0'a <------------ Xs0
0'b
0'\0\ to terminate the string
0'\0\ up to 7 for padding, if needed
[8 bytes list pointer to next cell]
[8 bytes for atom '\0\'] this is the car of the list
[8 bytes partial list pointer to next byte] this is the cdr of the list
0'd
0'e
0'\0\ to terminate the string
0'\0\ up to 7 for padding, if needed
[8 bytes self-referential variable] <------- Xs

In another notation we have:

    Xs0 = [a,b|_I1],            % partial string
    _I1 = '.'('\0\',_I2),       % normal dotted pair
    _I2 = [d,e|Xs]              % partial string

It should be noted that zeroes in strings are extremely rare, so it is not worth doing any extra optimization for them.

UWN commented

Another request that calls for this feature:

https://news.ycombinator.com/item?id=21937272

mthom commented

I suppose if we have an example a bit more general than your last:

?- chars_partiallist([a,b,X,d,e], Xs0,Xs).

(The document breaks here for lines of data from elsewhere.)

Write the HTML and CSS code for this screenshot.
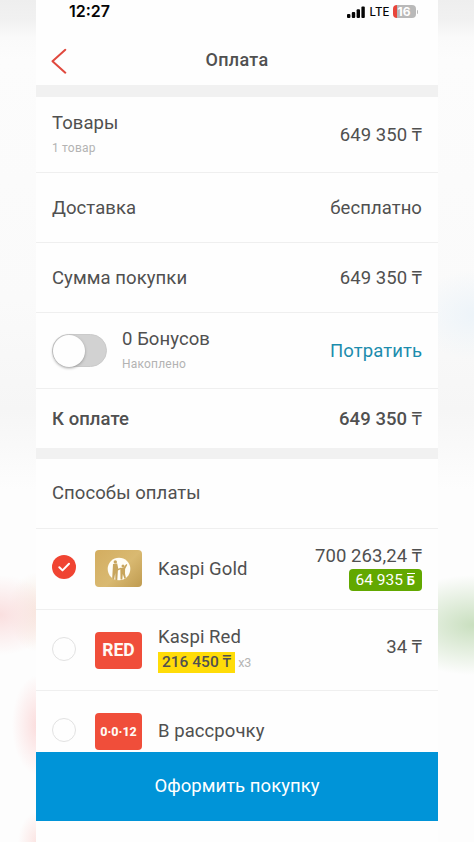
FILE: index.html
```html
<!DOCTYPE html>
<html lang="ru">
<head>
<meta charset="utf-8">
<title>Оплата</title>
<link rel="stylesheet" href="styles.css">
</head>
<body>
<main class="phone">
  <div class="status">
    <span class="time">12:27</span>
    <span class="indicators">
      <svg class="signal" width="18" height="12" viewBox="0 0 18 12"><rect x="0" y="8" width="3.4" height="4" rx="1"/><rect x="4.8" y="6" width="3.4" height="6" rx="1"/><rect x="9.6" y="3.2" width="3.4" height="8.8" rx="1"/><rect x="14.4" y="0.4" width="3.4" height="11.6" rx="1"/></svg>
      <span class="lte">LTE</span>
      <span class="battery">16</span>
      <span class="cap"></span>
    </span>
  </div>
  <header class="nav">
    <svg class="back" width="16" height="26" viewBox="0 0 16 26"><path d="M14.3 1.8 1.5 13.2 14.3 24.7"/></svg>
    <h1 class="title">Оплата</h1>
  </header>
  <div class="band"></div>
  <section class="row goods">
    <div class="grow"><div class="t">Товары</div><div class="sub">1 товар</div></div>
    <span class="t">649 350 ₸</span>
  </section>
  <section class="row delivery"><span class="t grow">Доставка</span><span class="t">бесплатно</span></section>
  <section class="row sum"><span class="t grow">Сумма покупки</span><span class="t">649 350 ₸</span></section>
  <section class="row bonus">
    <span class="switch"><span class="knob"></span></span>
    <div class="grow"><div class="t">0 Бонусов</div><div class="sub">Накоплено</div></div>
    <a class="t link">Потратить</a>
  </section>
  <section class="row total"><span class="t grow">К оплате</span><span class="t">649 350 <span class="regular">₸</span></span></section>
  <div class="band lower"></div>
  <section class="row methods"><h2 class="t">Способы оплаты</h2></section>
  <section class="row gold">
    <span class="radio checked"><svg width="24" height="24" viewBox="0 0 24 24"><path d="m7.3 12.2 3.2 3.2 6.5-6.6"/></svg></span>
    <span class="card gold-card">
      <svg width="24" height="24" viewBox="0 0 24 24"><circle cx="12" cy="12" r="11.3" fill="#fffdf5"/><g fill="#c8a55c"><circle cx="8.3" cy="4.9" r="1.7"/><path d="M6 7 10.2 6.6l1.1 5.1 2.9-1.2.2 1.3-3.5 1.8-.6 9.3H8.4l-.2-7-1 6.3-2-.7z"/><circle cx="16" cy="9" r="1.5"/><path d="m13.3 11.2 3.2-.8 2.8-3.4 1 .7-2.2 4.3-.1 4.4.9 4.6-1.5.8-1.6-4.8-.5 5.6h-1.8z"/></g></svg>
    </span>
    <span class="t grow">Kaspi Gold</span>
    <div class="right"><span class="t">700 263,24 ₸</span><span class="tag">64 935 <span class="bonus-sign">Б</span></span></div>
  </section>
  <section class="row red">
    <span class="radio"></span><span class="card red-card">RED</span>
    <div class="grow"><div class="t">Kaspi Red</div><div class="part"><span class="yellow">216 450 ₸</span><span class="times">x3</span></div></div>
    <span class="t thirty">34 ₸</span>
  </section>
  <section class="row installment">
    <span class="radio"></span><span class="card red-card small">0·0·12</span>
    <span class="t grow">В рассрочку</span>
  </section>
  <button class="pay">Оформить покупку</button>
</main>
</body>
</html>
```
FILE: styles.css
```css
* { box-sizing: border-box; }
body {
  margin: 0;
  height: 842px;
  overflow: hidden;
  background:
    radial-gradient(ellipse 90px 50px at 474px 625px, #c9dfbf, transparent),
    radial-gradient(ellipse 60px 45px at 474px 315px, #edf4f9, transparent),
    radial-gradient(ellipse 26px 50px at 38px 725px, #fbdcdc, transparent),
    radial-gradient(ellipse 20px 30px at 38px 842px, #fbe3e1, transparent),
    radial-gradient(ellipse 55px 40px at 0 615px, #fadfdf, transparent),
    radial-gradient(ellipse 30px 40px at 38px 612px, #f7e9de, transparent),
    linear-gradient(#eee 0, #f1f1f1 20px, #fafafa 38px, #fcfcfc 60px, #fafafa 300px, #f6f6f6 410px, #fdfdfd 490px, #fdfdfd 100%);
  font-family: Roboto, "Noto Sans", sans-serif;
  color: #505050;
}
.phone { width: 402px; height: 842px; margin-left: 36px; background: #fefefe; display: flex; flex-direction: column; }
.status { height: 24px; flex: none; display: flex; justify-content: space-between; padding: 0 20px 0 33px; color: #050505; font-family: Inter, sans-serif; }
.time { font-size: 16px; line-height: 23px; font-weight: 600; }
.indicators { display: flex; align-items: center; height: 23px; }
.signal { margin-right: 5px; fill: #050505; }
.lte { font-size: 11.5px; width: 23px; font-weight: 500; }
.battery { width: 23px; height: 13px; border-radius: 4px; background: linear-gradient(90deg, #e8453b 4px, #b9b9b9 4px); color: #fff; font-size: 12px; line-height: 13px; font-weight: 700; text-align: center; }
.cap { width: 1.5px; height: 4px; margin-left: 1px; background: #bbb; border-radius: 0 2px 2px 0; }
.nav { height: 61px; flex: none; display: grid; grid-template-columns: 50px 1fr 50px; align-items: center; padding-top: 10px; }
.back { margin: 2px 0 0 15px; fill: none; stroke: #e0493e; stroke-width: 2; stroke-linecap: round; stroke-linejoin: round; }
.title { margin: 0; text-align: center; font-size: 18px; line-height: 24px; font-weight: 500; letter-spacing: .3px; }
.band { height: 12px; flex: none; background: #f1f1f1; }
.lower { height: 11px; }
.row { flex: none; display: flex; align-items: center; padding: 0 16px; border-bottom: 1px solid #efefef; }
.grow { flex: 1; }
.t { margin: 0; font-size: 18.5px; line-height: 24px; font-weight: 400; letter-spacing: .07px; white-space: nowrap; }
.sub { font-size: 12px; line-height: 16px; letter-spacing: .2px; color: #b3b3b3; margin-top: 5px; }
.goods { height: 76px; }
.goods .grow, .bonus .grow { padding-bottom: 2px; }
.delivery { height: 70px; }
.sum { height: 70px; }
.bonus { height: 76px; }
.total { height: 59px; border: 0; }
.total .t { font-weight: 500; }
.total .regular { font-weight: 400; }
.switch { width: 55px; height: 33px; margin-right: 15px; border-radius: 17px; background: #d2d2d2; border: 1px solid #cacaca; display: flex; }
.knob { width: 32px; height: 32px; margin-top: -.5px; border-radius: 50%; background: #fefefe; box-shadow: 0 1px 3px #999; }
.link { color: #1c8cad; }
.methods { height: 70px; padding-bottom: 2px; }
.gold { height: 81px; padding-bottom: 1px; }
.red { height: 81px; }
.installment { height: 61px; border: 0; padding-top: 19px; }
.radio { width: 24px; height: 24px; margin: 0 19px 3px 0; border: 1.5px solid #e2e2e2; border-radius: 50%; flex: none; }
.checked { background: #f04432; border: 0; }
.checked svg { display: block; fill: none; stroke: #fff; stroke-width: 2; stroke-linecap: round; stroke-linejoin: round; }
.card { width: 47px; height: 37px; margin-right: 16px; border-radius: 4px; display: flex; align-items: center; justify-content: center; flex: none; }
.gold-card { background: linear-gradient(135deg, #d3ad60, #d9b971 55%, #bf9b50); }
.red-card { background: #f04e3a; color: #fffaf4; font-size: 17.5px; font-weight: 700; }
.small { font-size: 12.5px; font-weight: 800; }
.right { display: flex; flex-direction: column; align-items: flex-end; padding-bottom: 2px; }
.tag { height: 22px; margin-top: 1px; padding: 0 7px; background: #62a800; border-radius: 4px; color: #fff; font-size: 15.5px; line-height: 22px; }
.bonus-sign { display: inline-block; height: 13px; line-height: 14px; font-size: 13px; font-weight: 700; border-top: 1.5px solid #fff; vertical-align: 0; }
.red .grow { padding-bottom: 3px; }
.part { display: flex; align-items: center; margin-top: 3px; }
.yellow { height: 21px; padding: 0 4px; background: #ffdc08; font-size: 15.5px; line-height: 21px; font-weight: 500; white-space: nowrap; }
.times { margin-left: 3px; font-size: 12.5px; color: #b5b5b5; }
.thirty { padding-bottom: 6px; }
.pay { height: 69px; flex: none; margin: 0; padding: 0 0 1px; border: 0; background: #0094d8; color: #fff; font: 400 18.5px/24px Roboto, sans-serif; letter-spacing: .05px; }
```
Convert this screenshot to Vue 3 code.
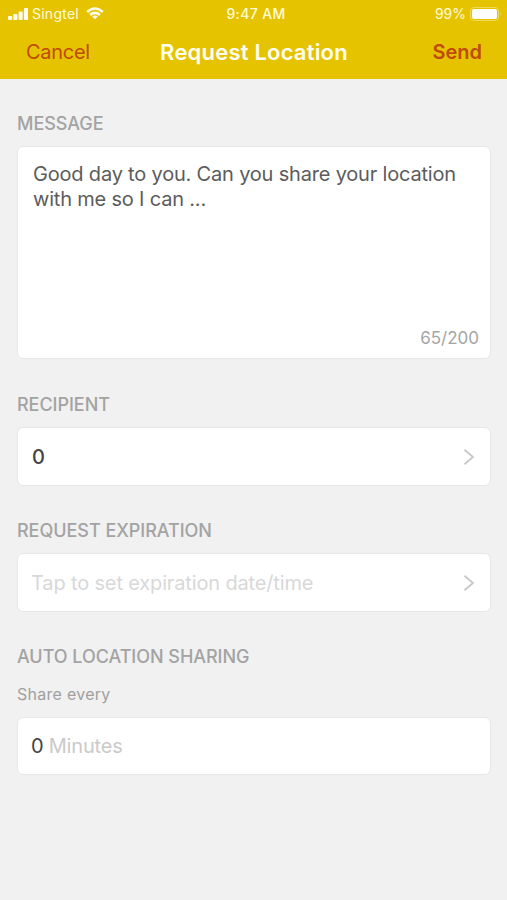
<script setup>
const signalBars = [
  { x: 0, h: 4 },
  { x: 5.3, h: 6 },
  { x: 10.6, h: 8.5 },
  { x: 15.9, h: 12 },
]
</script>

<template>
  <div class="screen">
    <header>
      <div class="status">
        <div class="carrier">
          <svg class="signal" width="20" height="12" viewBox="0 0 20 12">
            <rect v-for="b in signalBars" :key="b.x" :x="b.x" :y="12 - b.h" width="4.1" :height="b.h" rx="1" fill="#fffdf0" />
          </svg>
          <span class="operator">Singtel</span>
          <svg class="wifi" width="18" height="13" viewBox="0 0 18 13">
            <g fill="none" stroke="#fffdf0" stroke-width="2.5">
              <path d="M1.2 5 Q9 -2 16.8 5" />
              <path d="M4.1 8 Q9 3.8 13.9 8" />
            </g>
            <path d="M9 12.3 L6.2 9.6 Q9 7.4 11.8 9.6 Z" fill="#fffdf0" />
          </svg>
        </div>
        <span class="clock">9:47 AM</span>
        <div class="power">
          <span class="percent">99%</span>
          <svg width="32" height="14" viewBox="0 0 32 14">
            <rect x="0.5" y="0.5" width="28" height="13" rx="3.5" fill="none" stroke="#eed958" />
            <rect x="2" y="2" width="25" height="10" rx="2" fill="#fff" />
            <path d="M30 5 Q31.8 7 30 9 Z" fill="#f0dc66" />
          </svg>
        </div>
      </div>
      <nav>
        <span class="cancel">Cancel</span>
        <span class="title">Request Location</span>
        <span class="send">Send</span>
      </nav>
    </header>

    <main>
      <h2>MESSAGE</h2>
      <section class="card message">
        <p>Good day to you. Can you share your location<br />with me so I can ...</p>
        <span class="count">65/200</span>
      </section>

      <h2>RECIPIENT</h2>
      <section class="card row recipient">
        <span class="value strong">0</span>
        <svg class="chevron" width="12" height="18" viewBox="0 0 12 18"><path d="M1.5 1.8 L10 9 L1.5 16.2" /></svg>
      </section>

      <h2>REQUEST EXPIRATION</h2>
      <section class="card row">
        <span class="placeholder">Tap to set expiration date/time</span>
        <svg class="chevron" width="12" height="18" viewBox="0 0 12 18"><path d="M1.5 1.8 L10 9 L1.5 16.2" /></svg>
      </section>

      <h2>AUTO LOCATION SHARING</h2>
      <h3>Share every</h3>
      <section class="card row interval">
        <span class="value">0</span>
        <span class="unit">Minutes</span>
      </section>
    </main>
  </div>
</template>

<style>
body {
  background: #f1f1f1;
}
</style>

<style scoped>
.screen {
  box-sizing: border-box;
  width: 507px;
  height: 900px;
  overflow: hidden;
  background: #f1f1f1;
  font-family: Inter, "Liberation Sans", sans-serif;
  white-space: nowrap;
}
header {
  height: 79px;
  background: #e6c300;
}
.status {
  display: grid;
  grid-template-columns: 1fr auto 1fr;
  align-items: center;
  height: 27px;
  padding: 0 5px 0 8px;
  color: #fffbd9;
  font-size: 14px;
}
.carrier,
.power {
  display: flex;
  align-items: center;
}
.power {
  justify-content: flex-end;
  gap: 4px;
}
.operator {
  margin: 0 7px 0 4px;
  letter-spacing: 0.25px;
}
.clock {
  padding-left: 2px;
  font-weight: 500;
  letter-spacing: 0.35px;
}
nav {
  display: grid;
  grid-template-columns: 1fr auto 1fr;
  align-items: center;
  height: 50px;
  padding: 0 25px 0 26px;
  color: #c04a08;
  font-size: 20px;
}
.cancel {
  letter-spacing: -0.3px;
}
.title {
  color: #fffef2;
  font-size: 22px;
  font-weight: 600;
  letter-spacing: 0.2px;
}
.send {
  justify-self: end;
  font-weight: 600;
}
main {
  padding: 34px 16px 0 17px;
}
h2,
h3,
p {
  margin: 0;
}
h2 {
  height: 22px;
  margin-bottom: 11px;
  color: #a3a3a3;
  font-size: 18px;
  font-weight: 500;
  line-height: 22px;
  letter-spacing: -0.04px;
}
h3 {
  height: 20px;
  margin: 16px 0 13px;
  color: #a0a0a0;
  font-size: 16px;
  font-weight: 400;
  line-height: 20px;
  letter-spacing: 0.27px;
}
.card {
  box-sizing: border-box;
  border: 1px solid #e7e7e7;
  border-radius: 6px;
  background: #fff;
}
.message {
  display: flex;
  flex-direction: column;
  justify-content: space-between;
  height: 213px;
  margin-bottom: 35px;
  padding: 15px 11px 10px 15px;
}
.message p {
  color: #5c5c5c;
  font-size: 20px;
  line-height: 25px;
  letter-spacing: -0.19px;
}
.count {
  align-self: flex-end;
  color: #a5a5a5;
  font-size: 17px;
  line-height: 20px;
}
.row {
  display: flex;
  align-items: center;
  height: 59px;
  margin-bottom: 34px;
  padding: 0 15px 0 13px;
  font-size: 20px;
}
.recipient {
  padding-left: 14px;
}
.interval {
  height: 58px;
}
.value {
  color: #444;
}
.strong {
  font-weight: 500;
}
.placeholder {
  color: #d8d8d8;
  letter-spacing: -0.15px;
}
.unit {
  margin-left: 5px;
  color: #cacaca;
  letter-spacing: -0.15px;
}
.chevron {
  margin-left: auto;
  fill: none;
  stroke: #c8c8c8;
  stroke-width: 1.8;
}
</style>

with the uninstantiated X in place of the null character, something similar would occur in the heap:

0'a <------------ Xs0
0'b
0'\0\ to terminate the string
0'\0\ up to 7 for padding, if needed
[8 bytes list pointer to next cell]
[8 byte self-referential pointer to X] this is the car of the list
[8 bytes partial list pointer to next byte] this is the cdr of the list
0'd
0'e
0'\0\ to terminate the string
0'\0\ up to 7 for padding, if needed
[8 bytes self-referential variable] <------- Xs

UWN commented

See #95 (comment)
The first argument must be a list of characters. And a variable there will thus produce an instantiation error.